_Aim of the task_:
Give every line of the data again, unchanged, but with no pictures.

□ □ □

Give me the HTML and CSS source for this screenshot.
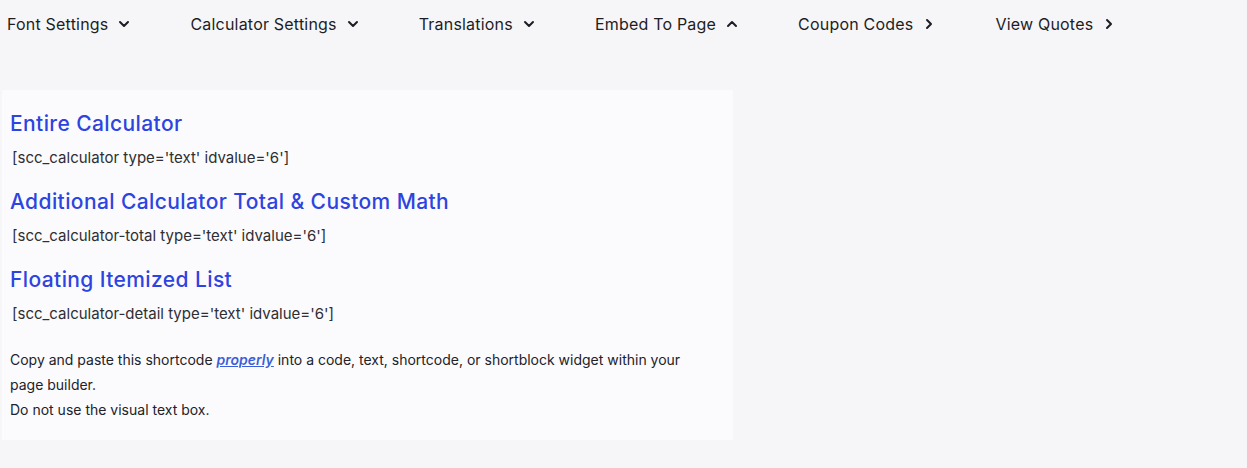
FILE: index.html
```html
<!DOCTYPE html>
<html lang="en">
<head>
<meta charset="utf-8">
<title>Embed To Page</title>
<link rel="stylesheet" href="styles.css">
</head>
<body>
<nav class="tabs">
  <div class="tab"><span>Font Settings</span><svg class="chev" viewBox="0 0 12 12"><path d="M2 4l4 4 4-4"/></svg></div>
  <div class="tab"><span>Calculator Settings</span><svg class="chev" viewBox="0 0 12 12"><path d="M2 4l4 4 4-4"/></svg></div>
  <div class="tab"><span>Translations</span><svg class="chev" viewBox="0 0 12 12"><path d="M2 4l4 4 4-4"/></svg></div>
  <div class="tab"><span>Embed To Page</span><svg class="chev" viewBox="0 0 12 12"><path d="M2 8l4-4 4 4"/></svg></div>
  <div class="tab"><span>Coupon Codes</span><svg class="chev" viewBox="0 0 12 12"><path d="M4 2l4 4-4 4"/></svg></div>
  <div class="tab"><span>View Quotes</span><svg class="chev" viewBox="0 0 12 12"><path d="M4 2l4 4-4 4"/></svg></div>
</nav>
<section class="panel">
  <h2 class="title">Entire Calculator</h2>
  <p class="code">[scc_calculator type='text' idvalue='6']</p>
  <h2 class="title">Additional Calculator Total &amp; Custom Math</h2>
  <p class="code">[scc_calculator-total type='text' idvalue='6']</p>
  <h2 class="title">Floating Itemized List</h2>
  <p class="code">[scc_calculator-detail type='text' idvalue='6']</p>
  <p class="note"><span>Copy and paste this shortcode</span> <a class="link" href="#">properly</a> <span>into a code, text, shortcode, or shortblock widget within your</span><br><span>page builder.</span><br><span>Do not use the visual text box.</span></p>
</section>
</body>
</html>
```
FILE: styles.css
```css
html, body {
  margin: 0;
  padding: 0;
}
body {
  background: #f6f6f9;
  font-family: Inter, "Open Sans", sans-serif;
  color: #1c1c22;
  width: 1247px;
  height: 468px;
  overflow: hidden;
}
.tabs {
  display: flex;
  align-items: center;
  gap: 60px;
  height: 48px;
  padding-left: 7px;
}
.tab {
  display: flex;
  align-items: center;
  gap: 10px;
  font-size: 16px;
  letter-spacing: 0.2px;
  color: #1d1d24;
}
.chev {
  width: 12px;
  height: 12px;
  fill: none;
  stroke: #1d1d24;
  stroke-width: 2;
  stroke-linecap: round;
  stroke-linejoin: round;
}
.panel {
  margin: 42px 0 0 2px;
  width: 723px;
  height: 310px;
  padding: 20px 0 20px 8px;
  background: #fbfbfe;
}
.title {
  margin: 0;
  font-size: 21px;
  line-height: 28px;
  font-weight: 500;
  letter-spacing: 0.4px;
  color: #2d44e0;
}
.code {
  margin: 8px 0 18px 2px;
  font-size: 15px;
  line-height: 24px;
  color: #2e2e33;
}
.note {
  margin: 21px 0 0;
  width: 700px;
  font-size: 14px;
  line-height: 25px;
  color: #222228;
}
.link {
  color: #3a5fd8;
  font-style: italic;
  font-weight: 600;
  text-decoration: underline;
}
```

□ □ □

_Answer for the task_:
Give me the HTML and CSS source for this screenshot.
FILE: index.html
```html
<!DOCTYPE html>
<html lang="en">
<head>
<meta charset="utf-8">
<title>Embed To Page</title>
<link rel="stylesheet" href="styles.css">
</head>
<body>
<nav class="tabs">
  <div class="tab"><span>Font Settings</span><svg class="chev" viewBox="0 0 12 12"><path d="M2 4l4 4 4-4"/></svg></div>
  <div class="tab"><span>Calculator Settings</span><svg class="chev" viewBox="0 0 12 12"><path d="M2 4l4 4 4-4"/></svg></div>
  <div class="tab"><span>Translations</span><svg class="chev" viewBox="0 0 12 12"><path d="M2 4l4 4 4-4"/></svg></div>
  <div class="tab"><span>Embed To Page</span><svg class="chev" viewBox="0 0 12 12"><path d="M2 8l4-4 4 4"/></svg></div>
  <div class="tab"><span>Coupon Codes</span><svg class="chev" viewBox="0 0 12 12"><path d="M4 2l4 4-4 4"/></svg></div>
  <div class="tab"><span>View Quotes</span><svg class="chev" viewBox="0 0 12 12"><path d="M4 2l4 4-4 4"/></svg></div>
</nav>
<section class="panel">
  <h2 class="title">Entire Calculator</h2>
  <p class="code">[scc_calculator type='text' idvalue='6']</p>
  <h2 class="title">Additional Calculator Total &amp; Custom Math</h2>
  <p class="code">[scc_calculator-total type='text' idvalue='6']</p>
  <h2 class="title">Floating Itemized List</h2>
  <p class="code">[scc_calculator-detail type='text' idvalue='6']</p>
  <p class="note"><span>Copy and paste this shortcode</span> <a class="link" href="#">properly</a> <span>into a code, text, shortcode, or shortblock widget within your</span><br><span>page builder.</span><br><span>Do not use the visual text box.</span></p>
</section>
</body>
</html>
```
FILE: styles.css
```css
html, body {
  margin: 0;
  padding: 0;
}
body {
  background: #f6f6f9;
  font-family: Inter, "Open Sans", sans-serif;
  color: #1c1c22;
  width: 1247px;
  height: 468px;
  overflow: hidden;
}
.tabs {
  display: flex;
  align-items: center;
  gap: 60px;
  height: 48px;
  padding-left: 7px;
}
.tab {
  display: flex;
  align-items: center;
  gap: 10px;
  font-size: 16px;
  letter-spacing: 0.2px;
  color: #1d1d24;
}
.chev {
  width: 12px;
  height: 12px;
  fill: none;
  stroke: #1d1d24;
  stroke-width: 2;
  stroke-linecap: round;
  stroke-linejoin: round;
}
.panel {
  margin: 42px 0 0 2px;
  width: 723px;
  height: 310px;
  padding: 20px 0 20px 8px;
  background: #fbfbfe;
}
.title {
  margin: 0;
  font-size: 21px;
  line-height: 28px;
  font-weight: 500;
  letter-spacing: 0.4px;
  color: #2d44e0;
}
.code {
  margin: 8px 0 18px 2px;
  font-size: 15px;
  line-height: 24px;
  color: #2e2e33;
}
.note {
  margin: 21px 0 0;
  width: 700px;
  font-size: 14px;
  line-height: 25px;
  color: #222228;
}
.link {
  color: #3a5fd8;
  font-style: italic;
  font-weight: 600;
  text-decoration: underline;
}
```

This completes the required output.